Jennifer Wong’s upcoming stand-up show for the Sydney Comedy Festival is all about her personal ‘sauce’ of inspiration – food! We grill Jennifer further…
How long have you lived in Drummoyne? What is your favourite dish in the area?
I’m very new to Drummoyne, and have only lived here for about seven months. Or as I like to think of it, one month for every kilometre of the Bay Run. My favourite dish is the coffee at Bowan Island Bakery. Coffee’s a dish, right?
How would you rate your cooking skills – are you a show-off in the kitchen?
You could say that I’m the opposite of a show-off in the kitchen. My parents and aunts are all very good cooks. There’s a whole line of people in my family who would qualify for Masterchef before me, unless there’s a cheese toastie in a fry pan challenge, in which case, please apron me up.
What do you like to eat when you are not feeling your funniest?
Carbs. Carbs. Carbs. I’m convinced that most things can be fixed by a bowl of congee, noodles, or pasta. Most things, except adhering to the Paleo or Atkins diet.
Your material is not afraid to confront the racism in Australian society. Do you see humour as a productive way of challenging bigoted ideas?

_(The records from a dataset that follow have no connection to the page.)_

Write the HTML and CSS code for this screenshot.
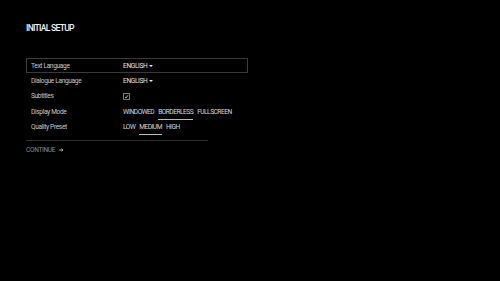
FILE: index.html
```html
<!DOCTYPE html>
<html>
<head>
<meta charset="utf-8">
<link rel="stylesheet" href="styles.css">
</head>
<body>
<div class="screen">
  <h1 class="title">INITIAL SETUP</h1>
  <div class="settings">
    <div class="row active">
      <span class="label">Text Language</span>
      <span class="value select">ENGLISH <i class="caret"></i></span>
    </div>
    <div class="row">
      <span class="label">Dialogue Language</span>
      <span class="value select">ENGLISH <i class="caret"></i></span>
    </div>
    <div class="row">
      <span class="label">Subtitles</span>
      <span class="checkbox"><svg viewBox="0 0 7 7" width="7" height="7"><path d="M2 4.2 L3 5 L5 2.3" fill="none" stroke="#e8e8e8" stroke-width="0.8"/></svg></span>
    </div>
    <div class="row">
      <span class="label">Display Mode</span>
      <span class="options">
        <span class="opt">WINDOWED</span>
        <span class="opt selected">BORDERLESS</span>
        <span class="opt">FULLSCREEN</span>
      </span>
    </div>
    <div class="row">
      <span class="label">Quality Preset</span>
      <span class="options">
        <span class="opt">LOW</span>
        <span class="opt selected">MEDIUM</span>
        <span class="opt">HIGH</span>
      </span>
    </div>
  </div>
  <div class="divider"></div>
  <div class="continue">CONTINUE <svg class="arrow" viewBox="0 0 5 4" width="5" height="4"><path d="M0 2 H4 M2.6 0.6 L4 2 L2.6 3.4" fill="none" stroke="#bbb" stroke-width="0.9"/></svg></div>
</div>
</body>
</html>
```
FILE: styles.css
```css
html, body {
  margin: 0;
  padding: 0;
  background: #000;
  width: 500px;
  height: 281px;
  overflow: hidden;
}
.screen {
  padding: 23px 26px 0 26px;
  font-family: "Roboto", "Liberation Sans", sans-serif;
  color: #d0d0d0;
}
.title {
  margin: 0;
  font-size: 8.6px;
  line-height: 11px;
  font-weight: 500;
  letter-spacing: -0.75px;
  color: #eeeeee;
}
.settings {
  margin-top: 24px;
  width: 222px;
}
.row {
  display: flex;
  align-items: center;
  height: 15.3px;
  box-sizing: border-box;
  padding-left: 4px;
  border: 1px solid transparent;
  font-size: 6.6px;
  letter-spacing: -0.35px;
}
.row.active {
  border-color: #3a3a3a;
}
.label {
  width: 92px;
  color: #c8c8c8;
}
.value {
  color: #e6e6e6;
}
.select {
  display: flex;
  align-items: center;
  gap: 2px;
}
.caret {
  display: inline-block;
  width: 0;
  height: 0;
  border-left: 2px solid transparent;
  border-right: 2px solid transparent;
  border-top: 2px solid #e6e6e6;
}
.checkbox {
  width: 7px;
  height: 7px;
  box-sizing: border-box;
  border: 1px solid #777;
  display: flex;
  align-items: center;
  justify-content: center;
}
.checkbox svg {
  display: block;
  flex: none;
}
.options {
  display: flex;
  gap: 4px;
  letter-spacing: -0.5px;
}
.opt {
  position: relative;
  color: #d8d8d8;
}
.opt.selected::after {
  content: "";
  position: absolute;
  left: 0;
  right: 0;
  bottom: -4px;
  height: 1px;
  background: #bbb;
}
.divider {
  width: 182px;
  height: 1px;
  background: #2e2e2e;
  margin-top: 6px;
}
.continue {
  display: flex;
  align-items: center;
  gap: 4px;
  margin-top: 5px;
  font-size: 6.6px;
  letter-spacing: -0.35px;
  color: #8a8a8a;
}
.arrow {
  display: block;
}
```
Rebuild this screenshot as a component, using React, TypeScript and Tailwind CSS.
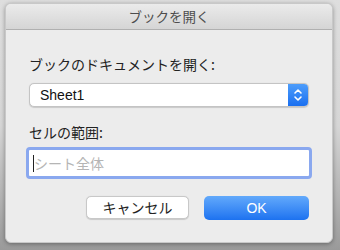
import React from 'react';

const font = { fontFamily: '"Noto Sans CJK JP", "Liberation Sans", sans-serif' };

export default function App() {
  return (
    <div
      className="w-[340px] h-[250px] bg-gradient-to-b from-[#dedede] via-[#d6d6d6] to-[#9a9a9a] pt-[3px] px-[5px] overflow-hidden"
      style={font}
    >
      <div className="w-[328px] h-[240px] rounded-[6px] bg-[#ececec] shadow-[0_1px_4px_rgba(0,0,0,0.35)] border border-[#c8c8c8] flex flex-col overflow-hidden">
        {/* title bar */}
        <div className="h-[26px] shrink-0 bg-gradient-to-b from-[#ebebeb] to-[#d5d5d5] border-b border-[#b0b0b0] flex items-center justify-center text-[13.5px] text-[#4d4d4d]">
          ブックを開く
        </div>

        <div className="flex flex-col px-[23px] pt-[26px]">
          <div className="text-[14px] text-[#222] leading-[16px]">ブックのドキュメントを開く:</div>

          <div className="mt-[11px] h-[24px] flex rounded-[5px] bg-white border border-[#c4c4c4] shadow-[0_0.5px_1px_rgba(0,0,0,0.15)] overflow-hidden">
            <div className="flex-1 flex items-center pl-[10px] text-[14px] text-[#111]" style={{ fontFamily: '"Liberation Sans", sans-serif' }}>
              Sheet1
            </div>
            <div className="w-[20px] bg-gradient-to-b from-[#4d9dfb] to-[#1a6ff0] flex items-center justify-center">
              <svg width="10" height="14" viewBox="0 0 10 14" fill="none" stroke="white" strokeWidth="1.6" strokeLinecap="round" strokeLinejoin="round">
                <path d="M2 5 L5 2 L8 5" />
                <path d="M2 9 L5 12 L8 9" />
              </svg>
            </div>
          </div>

          <div className="mt-[17px] text-[14px] text-[#222] leading-[16px]">セルの範囲:</div>

          <div className="mt-[7px] -mx-[3px] rounded-[4px] border-[3px] border-[#8aa8ef] bg-white h-[32px] flex items-center pl-[4px]">
            <div className="w-px h-[17px] bg-[#222]" />
            <span className="text-[14px] text-[#b5b5b5]">シート全体</span>
          </div>

          <div className="mt-[17px] flex justify-end gap-[15px]">
            <div className="w-[103px] h-[23px] rounded-[5px] bg-white border border-[#c8c8c8] shadow-[0_0.5px_1px_rgba(0,0,0,0.15)] flex items-center justify-center text-[14px] text-[#222]">
              キャンセル
            </div>
            <div className="w-[105px] h-[24px] rounded-[5px] bg-gradient-to-b from-[#62a9fb] to-[#1c72f0] flex items-center justify-center text-[14px] text-white" style={{ fontFamily: '"Liberation Sans", sans-serif' }}>
              OK
            </div>
          </div>
        </div>
      </div>
    </div>
  );
}
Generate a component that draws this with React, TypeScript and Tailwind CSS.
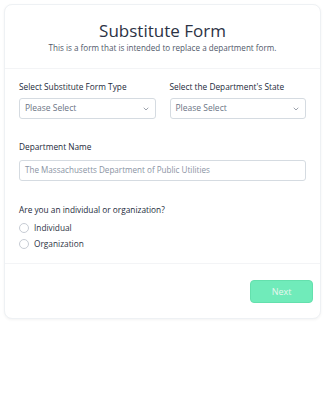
import { ChevronDown } from "lucide-react"

const font = { fontFamily: '"Open Sans", "Noto Sans", sans-serif' }

function SelectBox() {
  return (
    <div className="flex h-[21px] items-center justify-between rounded-[3px] border border-[#d5dbe1] bg-white pl-[5px] pr-[5px]">
      <span className="text-[8.5px] text-[#6b7484]">Please Select</span>
      <ChevronDown className="h-[8px] w-[8px] text-[#6b7484]" strokeWidth={2} />
    </div>
  )
}

function Radio({ label }: { label: string }) {
  return (
    <div className="flex h-[10px] items-center gap-[5px]">
      <span className="h-[10px] w-[10px] rounded-full border border-[#c7ccd4] bg-white" />
      <span className="text-[8.3px] font-medium text-[#2c3345]">{label}</span>
    </div>
  )
}

export default function App() {
  return (
    <div className="min-h-[400px] bg-white p-[4px]" style={font}>
      <div className="flex h-[315px] w-[317px] flex-col rounded-[8px] border border-[#eef1f4] bg-white shadow-[0_1px_3px_rgba(0,0,0,0.05)]">
        {/* Header */}
        <div className="flex h-[64px] flex-col items-center border-b border-[#f3f4f6] pt-[15px]">
          <h1 className="text-[17px] font-medium leading-[22px] text-[#2c3345]">Substitute Form</h1>
          <p className="text-[8.1px] text-[#4f5869]">This is a form that is intended to replace a department form.</p>
        </div>

        {/* Body */}
        <div className="flex flex-1 flex-col border-b border-[#f3f4f6] px-[14px] pt-[12px]">
          <div className="grid grid-cols-2 gap-[14px]">
            <div className="flex flex-col gap-[5px]">
              <label className="text-[8.3px] font-medium leading-[12px] text-[#232a3b]">Select Substitute Form Type</label>
              <SelectBox />
            </div>
            <div className="flex flex-col gap-[5px]">
              <label className="text-[8.3px] font-medium leading-[12px] text-[#232a3b]">Select the Department's State</label>
              <SelectBox />
            </div>
          </div>

          <div className="mt-[22px] flex flex-col gap-[7px]">
            <label className="text-[8.3px] font-medium leading-[12px] text-[#232a3b]">Department Name</label>
            <div className="flex h-[21px] items-center rounded-[3px] border border-[#d5dbe1] bg-white px-[5px] text-[8.1px] text-[#8a93a3]">
              The Massachusetts Department of Public Utilities
            </div>
          </div>

          <div className="mt-[23px] flex flex-col gap-[6px]">
            <label className="mb-[1px] text-[8.3px] font-medium leading-[12px] text-[#232a3b]">Are you an individual or organization?</label>
            <Radio label="Individual" />
            <Radio label="Organization" />
          </div>
        </div>

        {/* Footer */}
        <div className="flex h-[54px] items-start justify-end px-[7px] pt-[16px]">
          <button className="h-[23px] w-[63px] rounded-[4px] border border-[#64e0ad] bg-[#70ebba] text-[9px] text-[#e7f6ef]">
            Next
          </button>
        </div>
      </div>
    </div>
  )
}
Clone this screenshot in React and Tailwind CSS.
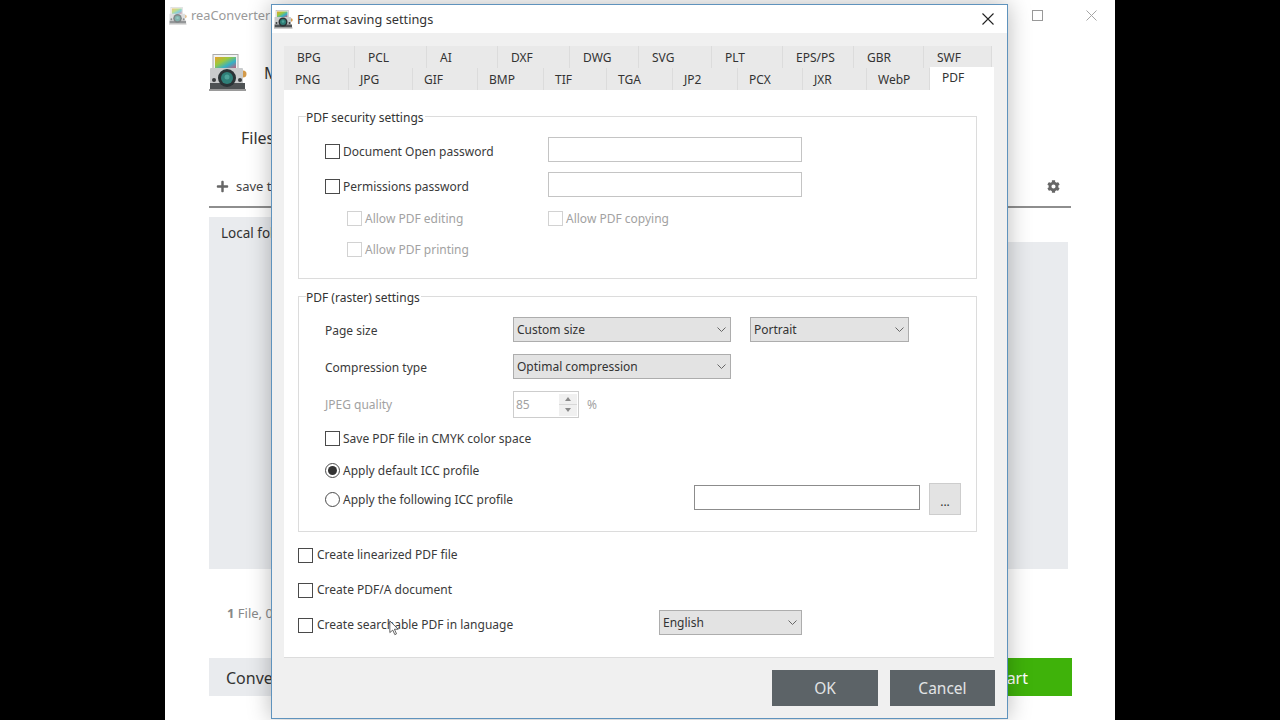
import React from 'react';
import { FaCog, FaPlus } from 'react-icons/fa';

const tabsTop = [
  ['BPG', 71], ['PCL', 72], ['AI', 71], ['DXF', 72], ['DWG', 69], ['SVG', 73], ['PLT', 71], ['EPS/PS', 71], ['GBR', 70], ['SWF', 68],
];
const tabsBottom = [
  ['PNG', 65], ['JPG', 64], ['GIF', 65], ['BMP', 66], ['TIF', 63], ['TGA', 66], ['JP2', 65], ['PCX', 65], ['JXR', 64], ['WebP', 63],
];

const Check = ({ disabled }) => (
  <span className={`block w-[15px] h-[15px] shrink-0 border ${disabled ? 'border-[#d2d2d2] bg-white' : 'border-[#4a4a4a] bg-white'}`}></span>
);

const Label = ({ children, disabled, className = '' }) => (
  <span className={`leading-none ${disabled ? 'text-[#a2a2a2]' : 'text-[#3a3a3a]'} ${className}`}>{children}</span>
);

const Select = ({ value, className = '' }) => (
  <div className={`flex items-center justify-between h-[25px] pl-[3px] pr-[4px] bg-[#e3e3e3] border border-[#adadad] text-[#333] ${className}`}>
    <span>{value}</span>
    <svg width="9" height="5" viewBox="0 0 9 5" fill="none" stroke="#666" strokeWidth="1"><path d="M0.5 0.5 L4.5 4.5 L8.5 0.5" /></svg>
  </div>
);

const Logo = ({ size }) => (
  <svg width={size} height={size} viewBox="0 0 38 38">
    <defs>
      <linearGradient id="pic" x1="0" y1="0" x2="1" y2="1">
        <stop offset="0" stopColor="#e8a02c" />
        <stop offset="0.35" stopColor="#9cc83c" />
        <stop offset="0.65" stopColor="#35b0c8" />
        <stop offset="1" stopColor="#d8506c" />
      </linearGradient>
    </defs>
    <rect x="4" y="0.5" width="25" height="17" fill="#f2f2f2" stroke="#aaa" />
    <rect x="6" y="3" width="21" height="12" fill="url(#pic)" />
    <circle cx="34" cy="20" r="3.5" fill="#d39a4a" />
    <rect x="1" y="14" width="33" height="16" rx="1" fill="#c9cbcc" />
    <rect x="1" y="29" width="35" height="6" fill="#4e5254" />
    <rect x="0" y="35" width="37" height="2" fill="#9a9a9a" />
    <circle cx="18" cy="24" r="9" fill="#2b3336" />
    <circle cx="18" cy="24" r="6" fill="#2f7f78" />
    <circle cx="18" cy="23" r="2.5" fill="#4fa39a" />
    <circle cx="5" cy="26" r="2" fill="#3a3d3f" />
    <circle cx="31" cy="26" r="2" fill="#3a3d3f" />
  </svg>
);

const App = () => {
  return (
    <div className="relative w-[1280px] h-[720px] overflow-hidden bg-black flex justify-center font-['Noto_Sans',sans-serif] text-[12px]">
      {/* app behind the dialog */}
      <div className="w-[950px] h-full bg-white flex flex-col text-[#555]">
        <div className="flex items-center justify-between h-[29px] pt-[1px] pl-[4px] pr-[18px]">
          <div className="flex items-center gap-[4px] mt-[2px]">
            <div className="opacity-60"><Logo size={18} /></div>
            <span className="text-[12.8px] text-[#9a9a9a]">reaConverter</span>
          </div>
          <div className="flex items-center gap-[43px]">
            <span className="block w-[11px] h-[11px] border border-[#999]"></span>
            <svg width="11" height="11" viewBox="0 0 11 11" stroke="#a5a5a5" strokeWidth="1"><path d="M0.5 0.5 L10.5 10.5 M10.5 0.5 L0.5 10.5" /></svg>
          </div>
        </div>
        <div className="flex items-center gap-[17px] pl-[44px] mt-[25px] h-[38px]">
          <Logo size={38} />
          <span className="text-[16px] text-[#333]">M</span>
        </div>
        <div className="pl-[76px] mt-[34px] text-[16px] text-[#333] leading-[24px]">Files</div>
        <div className="flex items-center justify-between pl-[51px] pr-[55px] mt-[26px] h-[20px]">
          <span className="flex items-center gap-[7px] text-[13px] text-[#444]"><FaPlus size={13} className="text-[#666]" /><span className="pt-[2px]">save t</span></span>
          <FaCog size={13} className="text-[#666]" />
        </div>
        <div className="ml-[44px] mr-[44px] mt-[10px] border-t-2 border-[#8e8e8e]"></div>
        <div className="ml-[44px] mr-[47px] mt-[9px] flex flex-col h-[352px]">
          <div className="w-[110px] h-[25px] bg-[#e9ebee] pl-[12px] text-[13.5px] text-[#333] leading-[33px]">Local folder</div>
          <div className="flex-1 bg-[#e9ebee]"></div>
        </div>
        <div className="pl-[62px] mt-[35px] text-[#888] text-[13px] leading-[18px]"><b>1</b> File, 0</div>
        <div className="flex ml-[44px] mr-[43px] mt-[36px] h-[38px] items-stretch justify-between">
          <div className="flex-1 bg-[#e9ebee] pl-[17px] text-[16px] text-[#333] leading-[40px]">Conve</div>
          <div className="w-[200px] bg-[#3fb20a] text-white text-[16px] leading-[40px] text-right pr-[44px]">Start</div>
        </div>
      </div>

      {/* dialog */}
      <div className="absolute left-[271px] top-[4px] w-[737px] h-[715px] bg-[#f0f0f0] border border-[#5f93bd] shadow-[0_0_22px_rgba(0,0,0,0.28)] flex flex-col">
        <div className="h-[28px] shrink-0 bg-white flex items-center justify-between pl-[2px] pr-[13px]">
          <div className="flex items-center gap-[4px]">
            <Logo size={19} />
            <span className="text-[12.75px] text-[#333] pt-[1px]">Format saving settings</span>
          </div>
          <svg width="12" height="12" viewBox="0 0 12 12" stroke="#222" strokeWidth="1.1"><path d="M0.5 0.5 L11.5 11.5 M11.5 0.5 L0.5 11.5" /></svg>
        </div>

        <div className="flex flex-col ml-[12px] mr-[13px] mt-[13px]">
          <div className="flex h-[22px]">
            {tabsTop.map(([name, w]) => (
              <div key={name} style={{ width: w }} className="flex items-center pl-[13px] pt-[2px] bg-[#e9e9e9] border-r border-[#dcdcdc] text-[#333]">{name}</div>
            ))}
          </div>
          <div className="flex h-[22px]">
            {tabsBottom.map(([name, w]) => (
              <div key={name} style={{ width: w }} className="flex items-center pl-[11px] pt-[2px] bg-[#e9e9e9] border-r border-[#dcdcdc] text-[#333]">{name}</div>
            ))}
            <div className="relative flex-1">
              <div className="absolute -top-[1px] left-0 right-0 h-[23px] bg-white pl-[12px] text-[#333] leading-[22px]">PDF</div>
            </div>
          </div>

          <div className="h-[568px] bg-white pl-[14px] pr-[17px] pt-[26px] border-b border-[#dcdcdc]">
            <fieldset className="relative h-[163px] border border-[#dcdcdc] pl-[26px]">
              <span className="absolute -top-[7px] left-[7px] bg-white text-[#333] leading-[16px] pr-[1px]">PDF security settings</span>
              <div className="flex items-center mt-[20px] h-[25px]">
                <div className="flex items-center gap-[3px] w-[223px] mt-[3px]"><Check /><Label className="pt-[2px]">Document Open password</Label></div>
                <div className="w-[254px] h-[25px] border border-[#c4c4c4] bg-white"></div>
              </div>
              <div className="flex items-center mt-[10px] h-[25px]">
                <div className="flex items-center gap-[3px] w-[223px] mt-[3px]"><Check /><Label className="pt-[2px]">Permissions password</Label></div>
                <div className="w-[254px] h-[25px] border border-[#c4c4c4] bg-white"></div>
              </div>
              <div className="flex items-center mt-[11px] h-[20px] pl-[22px]">
                <div className="flex items-center gap-[3px] w-[201px]"><Check disabled /><Label disabled className="pt-[2px]">Allow PDF editing</Label></div>
                <div className="flex items-center gap-[3px]"><Check disabled /><Label disabled className="pt-[2px]">Allow PDF copying</Label></div>
              </div>
              <div className="flex items-center mt-[11px] h-[20px] pl-[22px]">
                <div className="flex items-center gap-[3px]"><Check disabled /><Label disabled className="pt-[2px]">Allow PDF printing</Label></div>
              </div>
            </fieldset>

            <fieldset className="relative h-[236px] mt-[17px] border border-[#dcdcdc] pl-[26px]">
              <span className="absolute -top-[7px] left-[7px] bg-white text-[#333] leading-[16px] pr-[1px]">PDF (raster) settings</span>
              <div className="flex items-center mt-[20px] h-[25px]">
                <Label className="w-[188px] pt-[2px]">Page size</Label>
                <Select value="Custom size" className="w-[218px]" />
                <Select value="Portrait" className="w-[159px] ml-[19px]" />
              </div>
              <div className="flex items-center mt-[12px] h-[25px]">
                <Label className="w-[188px] pt-[2px]">Compression type</Label>
                <Select value="Optimal compression" className="w-[218px]" />
              </div>
              <div className="flex items-center mt-[12px] h-[27px]">
                <Label disabled className="w-[188px]">JPEG quality</Label>
                <div className="flex items-center w-[66px] h-[27px] border border-[#cdcdcd] bg-white pl-[2px] text-[#a2a2a2]">
                  <span className="flex-1">85</span>
                  <div className="flex flex-col w-[18px] h-[22px] mr-[1px]">
                    <span className="flex-1 flex items-center justify-center bg-[#f0f0f0] border-b border-[#d8d8d8]"><span className="w-0 h-0 border-x-[3px] border-x-transparent border-b-[4px] border-b-[#8a8a8a]"></span></span>
                    <span className="flex-1 flex items-center justify-center bg-[#f0f0f0]"><span className="w-0 h-0 border-x-[3px] border-x-transparent border-t-[4px] border-t-[#8a8a8a]"></span></span>
                  </div>
                </div>
                <Label disabled className="ml-[8px]">%</Label>
              </div>
              <div className="flex items-center gap-[3px] mt-[10px] h-[20px]"><Check /><Label className="pt-[2px]">Save PDF file in CMYK color space</Label></div>
              <div className="flex items-center gap-[3px] mt-[12px] h-[20px]">
                <span className="flex items-center justify-center w-[15px] h-[15px] rounded-full border border-[#4a4a4a]"><span className="w-[9px] h-[9px] rounded-full bg-[#333]"></span></span>
                <Label className="pt-[2px]">Apply default ICC profile</Label>
              </div>
              <div className="flex items-center mt-[3px] h-[32px]">
                <span className="w-[15px] h-[15px] rounded-full border border-[#4a4a4a]"></span>
                <Label className="ml-[3px] w-[351px] pt-[2px]">Apply the following ICC profile</Label>
                <div className="w-[226px] h-[25px] mb-[3px] border border-[#8c8c8c] bg-white"></div>
                <div className="ml-[9px] w-[32px] h-[32px] bg-[#e3e3e3] border border-[#cdcdcd] flex items-center justify-center text-[#333] leading-none pt-[6px]">...</div>
              </div>
            </fieldset>

            <div className="flex items-center gap-[4px] mt-[13px] h-[20px]"><Check /><Label>Create linearized PDF file</Label></div>
            <div className="flex items-center gap-[4px] mt-[15px] h-[20px]"><Check /><Label>Create PDF/A document</Label></div>
            <div className="flex items-center mt-[10px] h-[25px]">
              <div className="flex items-center gap-[4px] w-[361px] mt-[5px]"><Check /><Label>Create searchable PDF in language</Label></div>
              <Select value="English" className="w-[143px]" />
            </div>
          </div>
        </div>

        <div className="flex justify-end gap-[12px] mr-[12px] mt-[12px]">
          <div className="w-[106px] h-[36px] bg-[#5c6367] text-[#e2e4e5] text-[15.5px] flex items-center justify-center pt-[1px]">OK</div>
          <div className="w-[105px] h-[36px] bg-[#5c6367] text-[#e2e4e5] text-[15.5px] flex items-center justify-center pt-[1px]">Cancel</div>
        </div>

        {/* mouse pointer */}
        <svg className="absolute left-[117px] top-[615px]" width="10" height="16" viewBox="0 0 12 19" fill="white" stroke="#444" strokeWidth="1"><path d="M1 1 L1 15 L4.5 12 L7 17.5 L9 16.5 L6.5 11 L11 11 Z" /></svg>
      </div>
    </div>
  );
};

export default App;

Yes, humour can be a tiny start to a conversation about big issues. When a comedian provokes an audience to consider a situation, person, or culture in a fresh and different way, it provides an alternative to stereotypes of situations, people, and cultures. It’s a start.
Have you ever had any strange reactions from an audience member?
Two years ago I went to the Edinburgh Fringe for the first time. It was an education in how food culture is different overseas. I have a joke about opening a shop that sells autobiographies and dumplings, called Memoirs of a Gyoza. Well, it turns out Australians know gyoza. My audience in Edinburgh that first night, not so much.
Which comedian most inspires you? What would you cook for them if they visited your house?
Maria Bamford is one of my favourite comedians. I’ve read that she likes fudge, so I would make fudge for her, and then we could both sit quietly and eat fudge while respecting each other’s personal space, and hopefully play with a dog.
Cheese Toasties With Cheese Outside On Purpose
This dish is otherwise known as life on the road without a jaffle maker. It is mostly an excuse to eat melted cheese. If you use Brie, it could be the best day of your life. Tasty or cheddar also works.
Two slices of bread
Some cheese that likes to melt
Some chilli flakes
1.Put a fry pan on medium to high heat.
2.Butter the bread and put one slice – buttered side down – on the pan once it’s hot.
3.Layer the cheese and mushrooms on top, and sprinkle some chilli flakes. If you’re celebrating a special occasion, like your birthday, now’s the time to add a second layer of cheese.
4.Add the second piece of bread on top, with the buttered side facing up (to you).
Press down on the sandwich with an egg flip for a few seconds, and enjoy the satisfying sizzling sound you can’t get with a jaffle maker.
5.Flip it over and squash your sandwich some more. Repeat this until your sandwich is a toasty, golden brown.
6.If melted cheese leaks out from your egg flip efforts and coats the edges of your bread, fabulous! If you’re celebrating a really special occasion, like a wedding anniversary, sprinkle some mozzarella on the outside of your bread so that your toast is covered with cheese.
7.Remove from pan and cut in half to serve. Enjoy the spectacle of cheese lava oozing from your sandwich.